In spite of the great economic growth, a large percentage of Chinese are seeking opportunities to take out their capital and emigrate. They are fascinated by the prospects for legalizing their money abroad and investing it without risk. The representations of Western countries in China have noticed an increase in applications for investment and business visas. The Chinese are investing their money into elite real estate in London, Sydney and New York and buy depreciated real estate in US for cash.

Those who are well off complain that they own practically nothing in their homeland and they are stymied by the leasehold system that confers only 70 years of ownership on acquired real estate. The educational level at Western private schools and the social net in the Western world are tempting. Chinese looking to emigrate do so because they want to be part of the international business world and travel more easily. Successful individuals may also feel stymied by the curbs on freedom of speech, as urbanized and wealthy Chinese are more oriented to democratic values.

Also hastening to emigrate are corrupt officials and businesspeople who became rich in the last decade when regulatory and supervisory systems weakened during the boom period. Legislation is always a few steps behind business in China. Wealthy Chinese know that their wealth arose in an unstable environment and they fear that economic reforms will suddenly be reversed. Nor do the harsh punishments, often even the death penalty, meted out for bribery foster a sense of security. People want personal security and safeguards for their money. Taking foreign citizenship is comparable with a life insurance policy and those born in Hong Kong at the right time can feel fairly worry-free. The most popular countries for emigration are the US, Canada, Singapore and Western Europe.

Growing environmental awareness may be one reason that people emigrate. Organic farms are growing in popularity but their output certainly would not be worthy of ecologically pure designation in Europe. The richest locals in Shanghai and foreigners consume much produce from eco-farms. The price is several times that of conventional stores – but the location just a few dozen kilometres from Pudong international airport does not guarantee the ecological purity of the produce grown there. The thinking Chinese person has understood that affluence does not allow them to access much significantly cleaner food and air and they are concerned about their personal and family’s health.

Chinese seek American-style rule of law, education and social well-being above all outside China, voting with their feet.
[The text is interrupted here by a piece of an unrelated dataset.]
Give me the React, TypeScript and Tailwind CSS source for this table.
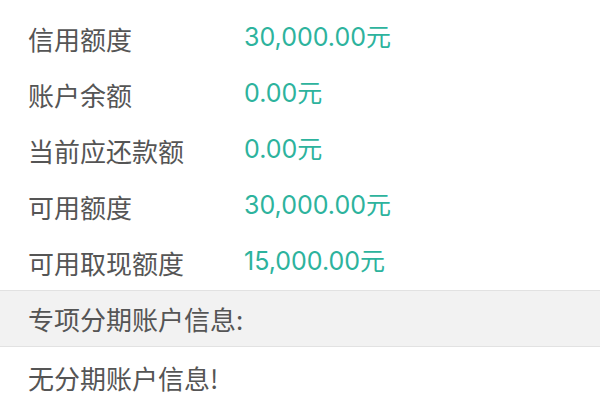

The main obstacle to emigration can in some cases be unwillingness to move far away from their ancestors.

Functional family ties and friendships are held in high regard in China. Westerners may be surprised to learn how important personal connections are in cultivating economic ties. Traditional Chinese family life was very strict and rule-driven. After Maoism, many of the restrictions have disappeared and Chinese families operate increasingly similarly to the Western lifestyles. Although family remains important in China, its role is diminishing strongly for young people. In spite of the changes, respect for elders and the elderly lives on as an important principle in Chinese society.
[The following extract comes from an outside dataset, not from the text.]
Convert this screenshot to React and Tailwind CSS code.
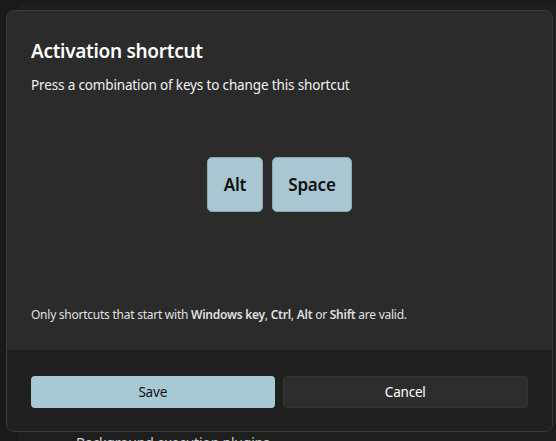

More and more, though, the Western, nuclear family model has become predominant, where the family consists only of the parents and their children (or just the parents). The Western world sees, with reason, China’s one-child policy as an unjustified restriction on human rights. Many financially secure Chinese actually do not personally want more children. They prefer to invest the time and energy spent on children in a more self-centred fashion. They do not need successors to ensure their retirement and are not concerned about the ageing of the Chinese population.

For decades, Chinese families have preferred boys over girls as better poised to provide for their family in future. The deliberate shunning of girls has now led to a situation where more than 30 million single men will have a hard time finding a bride in the next 10 years due to a shortage of marriageable women. Men who are more financially secure undoubtedly hold an advantage, insofar as a bride’s family in Shanghai for instance also expects a suitor to have a well-compensated job and personal living space.

Students attend their college graduation ceremony in Shanghai’s Fudan University on 2 July 2011. China began expanding university enrolment in 1996 to meet growing personnel demands as the economy boomed, but the government is concerned about how to create enough jobs for the millions of college students who will graduate between 2011 and 2015. Photo: Scanpix

A spoiled nouveau riche generation has arisen, who are criticized for being irresponsible. Having the right lineage and money to spend, they are consumers of various entertainment. A relatively new phenomenon on China’s educational landscape is extracurricular courses oriented to affluent older school-age children. Golf, riding and fencing are popular. Some courses even include a visit to the West Point military academy in the US. Valuable study opportunities are available for those with money to pay for it – the price of a 12-week program can be as much as half a million yuan. Providing their children with a good education is one of the primary aims of wealthy Chinese and the preferred schools are in the US and Europe. Chinese make up a solid majority of international students at American colleges. The ancient view of Confucius regarding equal opportunity to education is far from the rule now in China.

Yet Confucianism has reared its head in the recent decade in China. Officials latch on to it and talk of the need to balance society. The hope, years ago, was that if the more capable, trustworthy people were allowed to accrue wealth, the people would later take care of the rest of society. Unfortunately it did not go that way, and individualism and harsh economic competition are the order of the day in China. Until as recently as 30 years ago, the Chinese people were still consistently poor, and thus today they are less inclined to accept the stratification that has occurred. The emigration of the successful ones sows additional tension into society, and corruption accusation and swindles have fuelled animosity toward the rich. Chinese history has also taught the Chinese to revere scholars and look down on merchants. By putting an accent on Confucianism, the Chinese government is trying to reinforce a clear Chinese identity and patch over a social rift caused by stratification. As if hoping for indulgences, young and successful Chinese are establishing charity funds, motivated by social approval. They aim to ease bitterness and show that they want to give back to society. The most popular philanthropic fields are education and disaster relief. In many cases, such laudable initiatives founder in the net of legal acts, which do not regulate charity sufficiently.

In the early 21st century, in spite of foreign influences, China remains a collective society with strong ties between individuals and where people esteem tradition and conformism. Economic growth and innovation will bring an increasing amount of Western influences, but China’s cultural isolation (the particularities of language and historical legacy) will continue to reduce the influences of other civilizations for some time. An IMF analysis recently mentioned that the state of the world’s economy could be improved by precisely the populous Chinese middle class with their spending power. Affluent Chinese are well disposed to shopping, while Europeans find that instead of lavish consumer spending, they have loans to pay off first if they are to escape the debt crisis.